» **Brief**
Copy each line below exactly and leave the pictures out.
___ Data extract ___
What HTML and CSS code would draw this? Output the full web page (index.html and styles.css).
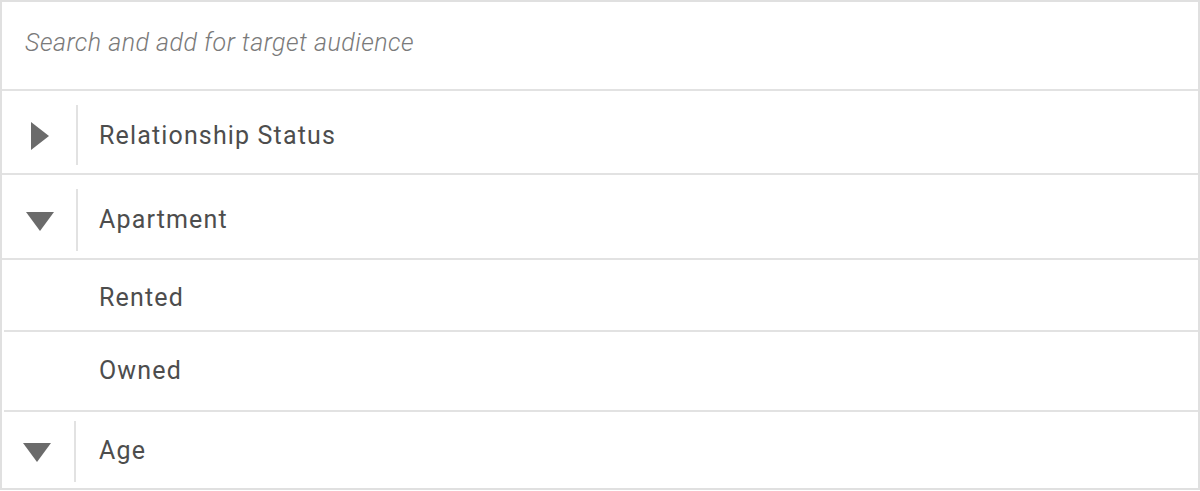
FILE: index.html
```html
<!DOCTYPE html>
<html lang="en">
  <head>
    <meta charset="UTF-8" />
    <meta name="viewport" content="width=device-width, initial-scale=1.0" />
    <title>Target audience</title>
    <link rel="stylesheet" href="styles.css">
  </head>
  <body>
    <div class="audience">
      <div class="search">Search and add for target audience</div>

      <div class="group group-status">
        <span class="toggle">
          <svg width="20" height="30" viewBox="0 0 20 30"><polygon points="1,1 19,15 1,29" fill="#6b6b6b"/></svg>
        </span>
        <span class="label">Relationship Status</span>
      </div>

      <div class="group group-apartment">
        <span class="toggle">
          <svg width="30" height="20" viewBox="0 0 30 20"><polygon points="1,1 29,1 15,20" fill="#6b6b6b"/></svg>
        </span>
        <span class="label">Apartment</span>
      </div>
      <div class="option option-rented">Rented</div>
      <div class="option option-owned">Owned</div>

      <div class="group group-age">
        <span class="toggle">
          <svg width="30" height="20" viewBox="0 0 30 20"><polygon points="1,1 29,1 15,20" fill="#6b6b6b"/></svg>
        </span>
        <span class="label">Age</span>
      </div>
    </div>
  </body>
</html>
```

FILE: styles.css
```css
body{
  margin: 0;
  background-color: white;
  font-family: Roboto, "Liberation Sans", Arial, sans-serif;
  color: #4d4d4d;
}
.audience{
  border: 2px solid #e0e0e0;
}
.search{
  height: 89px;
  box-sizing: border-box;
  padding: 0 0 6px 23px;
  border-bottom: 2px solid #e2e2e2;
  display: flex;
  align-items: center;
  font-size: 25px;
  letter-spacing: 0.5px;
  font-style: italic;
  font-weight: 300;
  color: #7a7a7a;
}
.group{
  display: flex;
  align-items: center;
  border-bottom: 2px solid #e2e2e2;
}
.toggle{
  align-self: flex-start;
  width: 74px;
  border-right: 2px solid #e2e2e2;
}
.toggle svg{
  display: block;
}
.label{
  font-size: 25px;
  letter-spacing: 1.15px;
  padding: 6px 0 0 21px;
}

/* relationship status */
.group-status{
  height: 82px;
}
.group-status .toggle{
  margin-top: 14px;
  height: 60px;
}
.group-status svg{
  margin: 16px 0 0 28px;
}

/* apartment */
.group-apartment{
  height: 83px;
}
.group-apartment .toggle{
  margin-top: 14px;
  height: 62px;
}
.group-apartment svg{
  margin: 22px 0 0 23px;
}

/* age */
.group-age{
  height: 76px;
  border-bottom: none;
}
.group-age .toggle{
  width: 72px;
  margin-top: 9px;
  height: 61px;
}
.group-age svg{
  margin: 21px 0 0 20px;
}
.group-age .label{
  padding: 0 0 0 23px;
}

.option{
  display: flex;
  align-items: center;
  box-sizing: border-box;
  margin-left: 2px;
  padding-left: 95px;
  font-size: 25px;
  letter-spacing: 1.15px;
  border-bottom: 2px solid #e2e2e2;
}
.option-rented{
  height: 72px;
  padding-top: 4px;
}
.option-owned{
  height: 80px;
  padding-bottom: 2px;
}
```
___
» **Result**
What HTML and CSS code would draw this? Output the full web page (index.html and styles.css).
FILE: index.html
```html
<!DOCTYPE html>
<html lang="en">
  <head>
    <meta charset="UTF-8" />
    <meta name="viewport" content="width=device-width, initial-scale=1.0" />
    <title>Target audience</title>
    <link rel="stylesheet" href="styles.css">
  </head>
  <body>
    <div class="audience">
      <div class="search">Search and add for target audience</div>

      <div class="group group-status">
        <span class="toggle">
          <svg width="20" height="30" viewBox="0 0 20 30"><polygon points="1,1 19,15 1,29" fill="#6b6b6b"/></svg>
        </span>
        <span class="label">Relationship Status</span>
      </div>

      <div class="group group-apartment">
        <span class="toggle">
          <svg width="30" height="20" viewBox="0 0 30 20"><polygon points="1,1 29,1 15,20" fill="#6b6b6b"/></svg>
        </span>
        <span class="label">Apartment</span>
      </div>
      <div class="option option-rented">Rented</div>
      <div class="option option-owned">Owned</div>

      <div class="group group-age">
        <span class="toggle">
          <svg width="30" height="20" viewBox="0 0 30 20"><polygon points="1,1 29,1 15,20" fill="#6b6b6b"/></svg>
        </span>
        <span class="label">Age</span>
      </div>
    </div>
  </body>
</html>
```

FILE: styles.css
```css
body{
  margin: 0;
  background-color: white;
  font-family: Roboto, "Liberation Sans", Arial, sans-serif;
  color: #4d4d4d;
}
.audience{
  border: 2px solid #e0e0e0;
}
.search{
  height: 89px;
  box-sizing: border-box;
  padding: 0 0 6px 23px;
  border-bottom: 2px solid #e2e2e2;
  display: flex;
  align-items: center;
  font-size: 25px;
  letter-spacing: 0.5px;
  font-style: italic;
  font-weight: 300;
  color: #7a7a7a;
}
.group{
  display: flex;
  align-items: center;
  border-bottom: 2px solid #e2e2e2;
}
.toggle{
  align-self: flex-start;
  width: 74px;
  border-right: 2px solid #e2e2e2;
}
.toggle svg{
  display: block;
}
.label{
  font-size: 25px;
  letter-spacing: 1.15px;
  padding: 6px 0 0 21px;
}

/* relationship status */
.group-status{
  height: 82px;
}
.group-status .toggle{
  margin-top: 14px;
  height: 60px;
}
.group-status svg{
  margin: 16px 0 0 28px;
}

/* apartment */
.group-apartment{
  height: 83px;
}
.group-apartment .toggle{
  margin-top: 14px;
  height: 62px;
}
.group-apartment svg{
  margin: 22px 0 0 23px;
}

/* age */
.group-age{
  height: 76px;
  border-bottom: none;
}
.group-age .toggle{
  width: 72px;
  margin-top: 9px;
  height: 61px;
}
.group-age svg{
  margin: 21px 0 0 20px;
}
.group-age .label{
  padding: 0 0 0 23px;
}

.option{
  display: flex;
  align-items: center;
  box-sizing: border-box;
  margin-left: 2px;
  padding-left: 95px;
  font-size: 25px;
  letter-spacing: 1.15px;
  border-bottom: 2px solid #e2e2e2;
}
.option-rented{
  height: 72px;
  padding-top: 4px;
}
.option-owned{
  height: 80px;
  padding-bottom: 2px;
}
```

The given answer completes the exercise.